15–17 Feb 2017
Bose Institute, Kolkata, India
Asia/Kolkata timezone

Ultra High Energy Atmospheric Muons Measurement at INO-ICAL Detector Using Pair Meter Techniques.

16 Feb 2017, 17:30
20m
Oral

Speaker

Jaydip Singh (Lucknow University)

Description

Cosmic rays primarily composed of high energy protons and atomic nuclei interact with the earth’s atmospheric nuclei and produce pions and kaons, these particles further decay to muons, which carries bundel of information as they travel in the atmosphere such as (i) pi/k hadronic production ratio (ii) Composition of cosmic ray primaries (iii)Contribution of charmed hadrons (iv) Neutrino flux at very high energies etc.
The proposed ICAL detector at INO is a large underground magnetized iron detector. This detector is shielded by 1.2km of rock(aprox). When the muons produced in the atmosphere pass through the rock, low energy muons gets stopped in the rock but the high energy muons will reach the detector. ICAL being a magnetized detector can reconstruct muon energy for a limited energy range using magnetic spectrometry techniques but for higher energy range we can not use this techniques because the tracks will be straight.
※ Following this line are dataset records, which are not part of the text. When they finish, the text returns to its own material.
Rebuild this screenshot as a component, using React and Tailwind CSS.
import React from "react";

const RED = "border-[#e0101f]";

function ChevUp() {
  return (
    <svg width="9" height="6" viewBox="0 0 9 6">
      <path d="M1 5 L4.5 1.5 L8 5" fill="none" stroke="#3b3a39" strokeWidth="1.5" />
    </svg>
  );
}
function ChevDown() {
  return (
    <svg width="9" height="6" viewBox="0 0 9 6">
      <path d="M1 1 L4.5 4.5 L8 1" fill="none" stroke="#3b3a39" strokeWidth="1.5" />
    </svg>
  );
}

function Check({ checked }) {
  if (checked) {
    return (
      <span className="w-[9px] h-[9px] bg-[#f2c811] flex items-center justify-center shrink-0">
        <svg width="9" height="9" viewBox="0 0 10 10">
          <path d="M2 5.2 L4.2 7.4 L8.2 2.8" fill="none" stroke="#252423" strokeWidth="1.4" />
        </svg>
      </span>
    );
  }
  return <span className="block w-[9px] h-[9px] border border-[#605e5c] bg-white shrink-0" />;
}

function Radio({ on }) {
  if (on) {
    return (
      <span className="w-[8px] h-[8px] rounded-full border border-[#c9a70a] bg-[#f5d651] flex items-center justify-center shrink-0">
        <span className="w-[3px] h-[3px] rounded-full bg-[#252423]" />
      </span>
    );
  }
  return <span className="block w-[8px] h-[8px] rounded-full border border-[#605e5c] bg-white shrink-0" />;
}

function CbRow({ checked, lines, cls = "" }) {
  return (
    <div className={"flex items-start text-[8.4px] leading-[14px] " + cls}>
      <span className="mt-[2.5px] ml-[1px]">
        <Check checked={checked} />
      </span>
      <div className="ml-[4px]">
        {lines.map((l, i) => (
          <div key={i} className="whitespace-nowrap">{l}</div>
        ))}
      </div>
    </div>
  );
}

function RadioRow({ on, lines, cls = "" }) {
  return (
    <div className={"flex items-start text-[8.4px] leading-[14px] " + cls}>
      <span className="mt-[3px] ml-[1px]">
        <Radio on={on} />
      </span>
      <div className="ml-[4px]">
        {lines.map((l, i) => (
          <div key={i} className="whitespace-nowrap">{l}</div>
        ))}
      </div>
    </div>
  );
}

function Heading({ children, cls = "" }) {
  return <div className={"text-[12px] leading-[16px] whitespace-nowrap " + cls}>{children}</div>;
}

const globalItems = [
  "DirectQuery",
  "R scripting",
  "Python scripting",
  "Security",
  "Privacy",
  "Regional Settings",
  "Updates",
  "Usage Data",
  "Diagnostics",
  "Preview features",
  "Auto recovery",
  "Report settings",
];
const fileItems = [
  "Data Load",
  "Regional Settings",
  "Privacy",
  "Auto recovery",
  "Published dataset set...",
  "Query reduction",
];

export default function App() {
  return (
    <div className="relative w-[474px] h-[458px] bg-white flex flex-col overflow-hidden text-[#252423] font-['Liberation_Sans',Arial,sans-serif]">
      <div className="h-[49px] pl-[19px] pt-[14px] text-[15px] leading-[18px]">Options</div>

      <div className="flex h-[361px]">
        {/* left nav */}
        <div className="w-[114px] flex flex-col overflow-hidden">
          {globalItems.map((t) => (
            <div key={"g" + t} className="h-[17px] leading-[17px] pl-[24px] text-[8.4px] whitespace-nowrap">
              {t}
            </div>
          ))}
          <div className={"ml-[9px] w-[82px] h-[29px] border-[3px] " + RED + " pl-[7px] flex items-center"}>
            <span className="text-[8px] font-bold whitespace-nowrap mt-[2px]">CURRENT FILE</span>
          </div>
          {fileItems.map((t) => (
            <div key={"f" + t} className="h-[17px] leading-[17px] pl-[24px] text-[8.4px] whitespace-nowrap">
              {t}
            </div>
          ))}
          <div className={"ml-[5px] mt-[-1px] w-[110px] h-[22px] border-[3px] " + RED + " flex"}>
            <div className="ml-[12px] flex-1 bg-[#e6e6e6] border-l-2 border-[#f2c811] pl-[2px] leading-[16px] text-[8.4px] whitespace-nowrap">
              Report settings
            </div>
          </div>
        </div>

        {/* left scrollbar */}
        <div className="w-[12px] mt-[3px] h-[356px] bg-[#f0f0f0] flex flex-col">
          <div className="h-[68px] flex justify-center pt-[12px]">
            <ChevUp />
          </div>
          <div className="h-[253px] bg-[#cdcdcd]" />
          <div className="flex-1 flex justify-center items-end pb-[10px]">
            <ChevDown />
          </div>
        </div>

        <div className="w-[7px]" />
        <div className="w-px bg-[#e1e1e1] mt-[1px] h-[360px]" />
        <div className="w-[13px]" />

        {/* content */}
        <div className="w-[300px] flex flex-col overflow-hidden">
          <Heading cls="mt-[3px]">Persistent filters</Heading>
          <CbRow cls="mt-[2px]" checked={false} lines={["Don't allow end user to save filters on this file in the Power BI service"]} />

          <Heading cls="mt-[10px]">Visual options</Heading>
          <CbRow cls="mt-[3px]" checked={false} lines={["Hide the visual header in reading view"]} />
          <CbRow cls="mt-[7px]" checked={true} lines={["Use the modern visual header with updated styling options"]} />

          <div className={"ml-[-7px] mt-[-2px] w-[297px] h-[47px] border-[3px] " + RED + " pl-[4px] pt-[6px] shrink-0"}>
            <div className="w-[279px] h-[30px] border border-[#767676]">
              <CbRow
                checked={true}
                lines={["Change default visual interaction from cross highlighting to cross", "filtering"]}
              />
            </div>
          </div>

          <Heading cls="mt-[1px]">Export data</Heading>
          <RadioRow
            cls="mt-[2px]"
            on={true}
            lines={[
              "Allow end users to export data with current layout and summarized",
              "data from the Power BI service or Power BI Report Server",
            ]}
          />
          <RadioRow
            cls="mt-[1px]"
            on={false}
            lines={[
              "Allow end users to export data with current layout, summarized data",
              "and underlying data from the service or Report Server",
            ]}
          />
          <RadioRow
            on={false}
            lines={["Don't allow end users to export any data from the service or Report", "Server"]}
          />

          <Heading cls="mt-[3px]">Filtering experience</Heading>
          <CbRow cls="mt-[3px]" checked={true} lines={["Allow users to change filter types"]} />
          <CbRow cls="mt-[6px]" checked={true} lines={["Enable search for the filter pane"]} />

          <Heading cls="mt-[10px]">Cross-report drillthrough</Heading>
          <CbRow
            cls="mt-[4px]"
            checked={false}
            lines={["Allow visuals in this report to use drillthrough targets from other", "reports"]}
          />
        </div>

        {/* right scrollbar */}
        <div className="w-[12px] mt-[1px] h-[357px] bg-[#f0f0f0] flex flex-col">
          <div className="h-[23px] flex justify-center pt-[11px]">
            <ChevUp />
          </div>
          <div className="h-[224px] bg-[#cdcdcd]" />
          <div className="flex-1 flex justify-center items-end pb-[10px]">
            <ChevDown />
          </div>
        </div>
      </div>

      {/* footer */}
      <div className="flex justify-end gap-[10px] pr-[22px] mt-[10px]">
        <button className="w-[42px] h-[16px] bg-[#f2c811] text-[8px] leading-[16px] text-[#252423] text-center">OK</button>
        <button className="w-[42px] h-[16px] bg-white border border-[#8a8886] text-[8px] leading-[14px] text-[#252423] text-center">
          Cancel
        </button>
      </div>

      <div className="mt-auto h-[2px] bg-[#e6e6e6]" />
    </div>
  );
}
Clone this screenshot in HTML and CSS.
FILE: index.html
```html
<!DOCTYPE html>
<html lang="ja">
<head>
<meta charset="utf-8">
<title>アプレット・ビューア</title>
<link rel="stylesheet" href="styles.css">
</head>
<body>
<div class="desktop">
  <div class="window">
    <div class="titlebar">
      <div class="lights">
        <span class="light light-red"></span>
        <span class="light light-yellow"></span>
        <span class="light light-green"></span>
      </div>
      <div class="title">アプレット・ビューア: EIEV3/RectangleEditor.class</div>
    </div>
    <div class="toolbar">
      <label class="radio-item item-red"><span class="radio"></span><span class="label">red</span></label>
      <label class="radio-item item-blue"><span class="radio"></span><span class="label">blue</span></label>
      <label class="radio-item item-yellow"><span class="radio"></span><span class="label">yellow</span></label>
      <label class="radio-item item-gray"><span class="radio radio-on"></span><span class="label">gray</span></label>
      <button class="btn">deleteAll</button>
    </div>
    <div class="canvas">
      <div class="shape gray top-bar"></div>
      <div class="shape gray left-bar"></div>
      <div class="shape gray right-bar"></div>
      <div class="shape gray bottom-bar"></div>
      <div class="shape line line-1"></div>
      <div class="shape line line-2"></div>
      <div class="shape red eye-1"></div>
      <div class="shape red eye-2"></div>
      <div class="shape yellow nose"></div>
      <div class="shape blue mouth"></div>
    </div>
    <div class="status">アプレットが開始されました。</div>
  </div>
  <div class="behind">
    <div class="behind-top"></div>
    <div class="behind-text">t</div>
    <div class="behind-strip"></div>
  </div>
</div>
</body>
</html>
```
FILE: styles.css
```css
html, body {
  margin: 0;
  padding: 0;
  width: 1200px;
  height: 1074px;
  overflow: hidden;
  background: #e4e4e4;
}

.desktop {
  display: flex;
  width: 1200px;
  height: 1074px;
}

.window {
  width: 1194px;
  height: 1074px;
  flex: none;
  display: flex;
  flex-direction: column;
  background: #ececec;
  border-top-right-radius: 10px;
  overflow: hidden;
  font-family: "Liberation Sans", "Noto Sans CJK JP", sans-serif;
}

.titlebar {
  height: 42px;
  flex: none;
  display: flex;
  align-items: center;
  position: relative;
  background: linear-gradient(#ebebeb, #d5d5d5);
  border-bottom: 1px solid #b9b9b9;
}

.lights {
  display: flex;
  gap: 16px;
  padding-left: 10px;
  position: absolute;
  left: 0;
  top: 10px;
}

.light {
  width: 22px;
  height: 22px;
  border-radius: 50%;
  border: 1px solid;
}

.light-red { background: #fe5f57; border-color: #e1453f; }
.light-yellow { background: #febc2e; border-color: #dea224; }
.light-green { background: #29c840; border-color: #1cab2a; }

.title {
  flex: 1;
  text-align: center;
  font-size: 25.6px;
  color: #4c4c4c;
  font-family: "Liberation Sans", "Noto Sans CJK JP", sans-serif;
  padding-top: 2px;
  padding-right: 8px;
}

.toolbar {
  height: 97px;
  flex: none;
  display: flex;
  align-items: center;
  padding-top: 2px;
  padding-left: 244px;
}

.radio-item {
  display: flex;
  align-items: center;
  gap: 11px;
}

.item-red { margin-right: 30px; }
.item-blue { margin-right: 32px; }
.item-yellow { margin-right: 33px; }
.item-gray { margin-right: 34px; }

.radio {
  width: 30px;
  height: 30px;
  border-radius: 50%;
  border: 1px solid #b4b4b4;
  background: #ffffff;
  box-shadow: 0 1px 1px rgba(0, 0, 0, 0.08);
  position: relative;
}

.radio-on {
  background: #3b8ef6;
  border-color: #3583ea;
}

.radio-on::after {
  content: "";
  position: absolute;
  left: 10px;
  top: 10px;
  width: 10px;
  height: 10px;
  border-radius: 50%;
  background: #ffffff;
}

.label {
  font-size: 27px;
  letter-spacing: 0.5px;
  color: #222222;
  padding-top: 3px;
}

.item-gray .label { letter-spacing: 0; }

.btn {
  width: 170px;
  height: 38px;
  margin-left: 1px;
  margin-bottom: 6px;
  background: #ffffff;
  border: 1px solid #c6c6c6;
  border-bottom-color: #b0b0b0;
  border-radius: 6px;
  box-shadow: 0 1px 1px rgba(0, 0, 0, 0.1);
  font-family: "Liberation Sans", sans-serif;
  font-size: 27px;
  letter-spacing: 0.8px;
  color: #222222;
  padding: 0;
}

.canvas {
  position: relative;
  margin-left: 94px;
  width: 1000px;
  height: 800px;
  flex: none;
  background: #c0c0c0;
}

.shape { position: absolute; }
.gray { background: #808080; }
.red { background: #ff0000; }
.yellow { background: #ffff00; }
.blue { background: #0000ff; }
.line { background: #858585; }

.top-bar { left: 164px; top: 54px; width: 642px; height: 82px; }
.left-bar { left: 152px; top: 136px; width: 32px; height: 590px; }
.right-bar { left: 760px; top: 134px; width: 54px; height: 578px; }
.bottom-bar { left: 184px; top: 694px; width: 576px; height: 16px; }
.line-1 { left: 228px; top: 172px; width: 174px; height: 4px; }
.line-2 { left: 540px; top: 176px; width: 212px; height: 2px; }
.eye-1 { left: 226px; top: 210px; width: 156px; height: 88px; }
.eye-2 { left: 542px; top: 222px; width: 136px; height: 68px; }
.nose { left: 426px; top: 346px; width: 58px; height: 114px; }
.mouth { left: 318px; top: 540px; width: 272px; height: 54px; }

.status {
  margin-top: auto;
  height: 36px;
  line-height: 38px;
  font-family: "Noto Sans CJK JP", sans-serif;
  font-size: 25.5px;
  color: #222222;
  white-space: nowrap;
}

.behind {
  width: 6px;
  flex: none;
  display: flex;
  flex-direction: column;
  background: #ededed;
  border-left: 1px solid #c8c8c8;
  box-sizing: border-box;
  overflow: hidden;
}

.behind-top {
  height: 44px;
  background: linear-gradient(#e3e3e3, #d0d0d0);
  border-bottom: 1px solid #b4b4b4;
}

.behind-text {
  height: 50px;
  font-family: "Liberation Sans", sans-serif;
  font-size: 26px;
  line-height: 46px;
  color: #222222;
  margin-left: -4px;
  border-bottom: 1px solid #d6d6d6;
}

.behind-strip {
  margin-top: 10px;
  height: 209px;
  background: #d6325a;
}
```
We can use an alternative techniques to reconstruct energy of muons in higher energy range which is called as Pair-Meter techniques. This techniques is well tested at NuTeV/CCFR experiment.
In this work we have done the preliminary analysis for iron plates and demonstrate the observational feasibility of very high energy muons (1 TeV- 1000 TeV) in a large mass underground detector operating as a pair-meter. This energy range corresponds to surface muon energy of (5 TeV- 5000 TeV) and primary cosmic ray energy of (50 TeV- 50000TeV). That much wide range of energy spectrum will be helpful for studing the cosmic ray in the Knee range and understanding of atmospheric neutrino flux for the future and present ultra high-energy neutrino experiment.